▸ **Data shown**

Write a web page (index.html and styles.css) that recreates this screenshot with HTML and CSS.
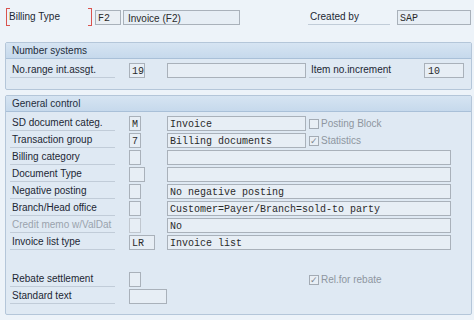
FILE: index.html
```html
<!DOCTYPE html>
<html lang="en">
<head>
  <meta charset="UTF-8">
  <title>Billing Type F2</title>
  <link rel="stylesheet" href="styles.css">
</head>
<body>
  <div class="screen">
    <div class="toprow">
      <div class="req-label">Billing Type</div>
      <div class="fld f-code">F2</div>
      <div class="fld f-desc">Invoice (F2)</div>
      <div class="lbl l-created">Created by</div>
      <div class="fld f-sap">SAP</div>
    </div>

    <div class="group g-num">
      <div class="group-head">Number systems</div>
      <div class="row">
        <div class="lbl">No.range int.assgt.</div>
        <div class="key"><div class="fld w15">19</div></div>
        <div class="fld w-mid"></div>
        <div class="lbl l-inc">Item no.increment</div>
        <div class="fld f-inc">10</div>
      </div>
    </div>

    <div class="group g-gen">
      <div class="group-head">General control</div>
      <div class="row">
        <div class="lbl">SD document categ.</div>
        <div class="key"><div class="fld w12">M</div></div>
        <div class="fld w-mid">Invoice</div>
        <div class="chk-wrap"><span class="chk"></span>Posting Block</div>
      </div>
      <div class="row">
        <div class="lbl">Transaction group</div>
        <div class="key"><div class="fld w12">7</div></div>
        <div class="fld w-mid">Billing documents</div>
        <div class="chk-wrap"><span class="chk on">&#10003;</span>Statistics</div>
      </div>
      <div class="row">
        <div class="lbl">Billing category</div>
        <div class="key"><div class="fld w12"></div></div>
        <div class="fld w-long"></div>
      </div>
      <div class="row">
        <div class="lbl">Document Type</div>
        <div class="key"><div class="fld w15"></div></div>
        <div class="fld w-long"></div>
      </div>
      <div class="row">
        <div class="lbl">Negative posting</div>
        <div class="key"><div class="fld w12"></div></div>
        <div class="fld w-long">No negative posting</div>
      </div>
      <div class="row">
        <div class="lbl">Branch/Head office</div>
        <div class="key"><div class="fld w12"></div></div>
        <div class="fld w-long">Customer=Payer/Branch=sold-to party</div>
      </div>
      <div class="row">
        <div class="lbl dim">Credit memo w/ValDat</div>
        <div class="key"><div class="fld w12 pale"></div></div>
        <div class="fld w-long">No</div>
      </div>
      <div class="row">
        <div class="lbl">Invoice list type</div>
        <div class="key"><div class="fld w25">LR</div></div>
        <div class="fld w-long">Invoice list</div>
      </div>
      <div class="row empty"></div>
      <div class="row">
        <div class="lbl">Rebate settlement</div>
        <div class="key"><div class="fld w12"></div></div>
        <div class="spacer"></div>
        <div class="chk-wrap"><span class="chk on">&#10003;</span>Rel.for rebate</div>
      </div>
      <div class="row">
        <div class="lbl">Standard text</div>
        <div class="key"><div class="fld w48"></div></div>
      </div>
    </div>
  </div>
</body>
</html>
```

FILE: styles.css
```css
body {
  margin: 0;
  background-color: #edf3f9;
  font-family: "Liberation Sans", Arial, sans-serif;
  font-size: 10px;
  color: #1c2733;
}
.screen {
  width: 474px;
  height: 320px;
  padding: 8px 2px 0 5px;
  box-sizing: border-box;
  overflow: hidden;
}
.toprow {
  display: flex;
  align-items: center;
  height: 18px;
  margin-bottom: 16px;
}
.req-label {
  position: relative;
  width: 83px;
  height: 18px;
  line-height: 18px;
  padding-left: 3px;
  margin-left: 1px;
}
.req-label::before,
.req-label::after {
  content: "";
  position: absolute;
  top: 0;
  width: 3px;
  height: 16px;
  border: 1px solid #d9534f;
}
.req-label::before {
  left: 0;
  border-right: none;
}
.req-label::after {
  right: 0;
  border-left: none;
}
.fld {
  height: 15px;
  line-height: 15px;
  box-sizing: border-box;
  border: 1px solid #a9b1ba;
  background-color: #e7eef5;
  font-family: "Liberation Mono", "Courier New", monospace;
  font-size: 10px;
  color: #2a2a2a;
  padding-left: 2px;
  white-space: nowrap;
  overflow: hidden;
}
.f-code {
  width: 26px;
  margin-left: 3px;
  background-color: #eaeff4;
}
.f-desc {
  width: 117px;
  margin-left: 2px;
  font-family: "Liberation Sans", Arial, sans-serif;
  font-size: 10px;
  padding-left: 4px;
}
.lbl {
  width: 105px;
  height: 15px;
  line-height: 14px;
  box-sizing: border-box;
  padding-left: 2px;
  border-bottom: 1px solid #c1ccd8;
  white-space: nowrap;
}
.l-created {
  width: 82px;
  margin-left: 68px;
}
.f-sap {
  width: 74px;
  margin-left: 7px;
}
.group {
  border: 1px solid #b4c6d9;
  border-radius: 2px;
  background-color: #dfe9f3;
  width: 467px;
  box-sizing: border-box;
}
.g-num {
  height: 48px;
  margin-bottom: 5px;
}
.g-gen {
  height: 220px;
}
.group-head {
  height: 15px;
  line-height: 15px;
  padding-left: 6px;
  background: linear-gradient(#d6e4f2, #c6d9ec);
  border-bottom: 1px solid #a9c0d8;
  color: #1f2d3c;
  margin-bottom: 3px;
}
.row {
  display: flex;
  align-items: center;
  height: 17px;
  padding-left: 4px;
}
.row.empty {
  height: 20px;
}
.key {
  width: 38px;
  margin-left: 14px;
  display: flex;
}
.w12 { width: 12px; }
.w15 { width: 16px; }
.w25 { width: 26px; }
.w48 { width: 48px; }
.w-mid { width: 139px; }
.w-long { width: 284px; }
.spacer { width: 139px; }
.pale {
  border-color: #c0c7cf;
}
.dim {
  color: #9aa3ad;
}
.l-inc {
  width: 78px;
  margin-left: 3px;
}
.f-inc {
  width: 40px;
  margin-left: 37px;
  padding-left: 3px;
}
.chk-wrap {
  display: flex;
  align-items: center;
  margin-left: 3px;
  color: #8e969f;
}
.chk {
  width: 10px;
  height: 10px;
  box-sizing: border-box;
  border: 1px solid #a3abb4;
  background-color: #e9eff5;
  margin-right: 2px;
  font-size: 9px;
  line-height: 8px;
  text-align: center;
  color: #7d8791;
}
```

▸ **Written task**
Transcribe the listing in full. Omit the pictures and keep every line exact.

▸ **Final result**
Write a web page (index.html and styles.css) that recreates this screenshot with HTML and CSS.
FILE: index.html
```html
<!DOCTYPE html>
<html lang="en">
<head>
  <meta charset="UTF-8">
  <title>Billing Type F2</title>
  <link rel="stylesheet" href="styles.css">
</head>
<body>
  <div class="screen">
    <div class="toprow">
      <div class="req-label">Billing Type</div>
      <div class="fld f-code">F2</div>
      <div class="fld f-desc">Invoice (F2)</div>
      <div class="lbl l-created">Created by</div>
      <div class="fld f-sap">SAP</div>
    </div>

    <div class="group g-num">
      <div class="group-head">Number systems</div>
      <div class="row">
        <div class="lbl">No.range int.assgt.</div>
        <div class="key"><div class="fld w15">19</div></div>
        <div class="fld w-mid"></div>
        <div class="lbl l-inc">Item no.increment</div>
        <div class="fld f-inc">10</div>
      </div>
    </div>

    <div class="group g-gen">
      <div class="group-head">General control</div>
      <div class="row">
        <div class="lbl">SD document categ.</div>
        <div class="key"><div class="fld w12">M</div></div>
        <div class="fld w-mid">Invoice</div>
        <div class="chk-wrap"><span class="chk"></span>Posting Block</div>
      </div>
      <div class="row">
        <div class="lbl">Transaction group</div>
        <div class="key"><div class="fld w12">7</div></div>
        <div class="fld w-mid">Billing documents</div>
        <div class="chk-wrap"><span class="chk on">&#10003;</span>Statistics</div>
      </div>
      <div class="row">
        <div class="lbl">Billing category</div>
        <div class="key"><div class="fld w12"></div></div>
        <div class="fld w-long"></div>
      </div>
      <div class="row">
        <div class="lbl">Document Type</div>
        <div class="key"><div class="fld w15"></div></div>
        <div class="fld w-long"></div>
      </div>
      <div class="row">
        <div class="lbl">Negative posting</div>
        <div class="key"><div class="fld w12"></div></div>
        <div class="fld w-long">No negative posting</div>
      </div>
      <div class="row">
        <div class="lbl">Branch/Head office</div>
        <div class="key"><div class="fld w12"></div></div>
        <div class="fld w-long">Customer=Payer/Branch=sold-to party</div>
      </div>
      <div class="row">
        <div class="lbl dim">Credit memo w/ValDat</div>
        <div class="key"><div class="fld w12 pale"></div></div>
        <div class="fld w-long">No</div>
      </div>
      <div class="row">
        <div class="lbl">Invoice list type</div>
        <div class="key"><div class="fld w25">LR</div></div>
        <div class="fld w-long">Invoice list</div>
      </div>
      <div class="row empty"></div>
      <div class="row">
        <div class="lbl">Rebate settlement</div>
        <div class="key"><div class="fld w12"></div></div>
        <div class="spacer"></div>
        <div class="chk-wrap"><span class="chk on">&#10003;</span>Rel.for rebate</div>
      </div>
      <div class="row">
        <div class="lbl">Standard text</div>
        <div class="key"><div class="fld w48"></div></div>
      </div>
    </div>
  </div>
</body>
</html>
```

FILE: styles.css
```css
body {
  margin: 0;
  background-color: #edf3f9;
  font-family: "Liberation Sans", Arial, sans-serif;
  font-size: 10px;
  color: #1c2733;
}
.screen {
  width: 474px;
  height: 320px;
  padding: 8px 2px 0 5px;
  box-sizing: border-box;
  overflow: hidden;
}
.toprow {
  display: flex;
  align-items: center;
  height: 18px;
  margin-bottom: 16px;
}
.req-label {
  position: relative;
  width: 83px;
  height: 18px;
  line-height: 18px;
  padding-left: 3px;
  margin-left: 1px;
}
.req-label::before,
.req-label::after {
  content: "";
  position: absolute;
  top: 0;
  width: 3px;
  height: 16px;
  border: 1px solid #d9534f;
}
.req-label::before {
  left: 0;
  border-right: none;
}
.req-label::after {
  right: 0;
  border-left: none;
}
.fld {
  height: 15px;
  line-height: 15px;
  box-sizing: border-box;
  border: 1px solid #a9b1ba;
  background-color: #e7eef5;
  font-family: "Liberation Mono", "Courier New", monospace;
  font-size: 10px;
  color: #2a2a2a;
  padding-left: 2px;
  white-space: nowrap;
  overflow: hidden;
}
.f-code {
  width: 26px;
  margin-left: 3px;
  background-color: #eaeff4;
}
.f-desc {
  width: 117px;
  margin-left: 2px;
  font-family: "Liberation Sans", Arial, sans-serif;
  font-size: 10px;
  padding-left: 4px;
}
.lbl {
  width: 105px;
  height: 15px;
  line-height: 14px;
  box-sizing: border-box;
  padding-left: 2px;
  border-bottom: 1px solid #c1ccd8;
  white-space: nowrap;
}
.l-created {
  width: 82px;
  margin-left: 68px;
}
.f-sap {
  width: 74px;
  margin-left: 7px;
}
.group {
  border: 1px solid #b4c6d9;
  border-radius: 2px;
  background-color: #dfe9f3;
  width: 467px;
  box-sizing: border-box;
}
.g-num {
  height: 48px;
  margin-bottom: 5px;
}
.g-gen {
  height: 220px;
}
.group-head {
  height: 15px;
  line-height: 15px;
  padding-left: 6px;
  background: linear-gradient(#d6e4f2, #c6d9ec);
  border-bottom: 1px solid #a9c0d8;
  color: #1f2d3c;
  margin-bottom: 3px;
}
.row {
  display: flex;
  align-items: center;
  height: 17px;
  padding-left: 4px;
}
.row.empty {
  height: 20px;
}
.key {
  width: 38px;
  margin-left: 14px;
  display: flex;
}
.w12 { width: 12px; }
.w15 { width: 16px; }
.w25 { width: 26px; }
.w48 { width: 48px; }
.w-mid { width: 139px; }
.w-long { width: 284px; }
.spacer { width: 139px; }
.pale {
  border-color: #c0c7cf;
}
.dim {
  color: #9aa3ad;
}
.l-inc {
  width: 78px;
  margin-left: 3px;
}
.f-inc {
  width: 40px;
  margin-left: 37px;
  padding-left: 3px;
}
.chk-wrap {
  display: flex;
  align-items: center;
  margin-left: 3px;
  color: #8e969f;
}
.chk {
  width: 10px;
  height: 10px;
  box-sizing: border-box;
  border: 1px solid #a3abb4;
  background-color: #e9eff5;
  margin-right: 2px;
  font-size: 9px;
  line-height: 8px;
  text-align: center;
  color: #7d8791;
}
```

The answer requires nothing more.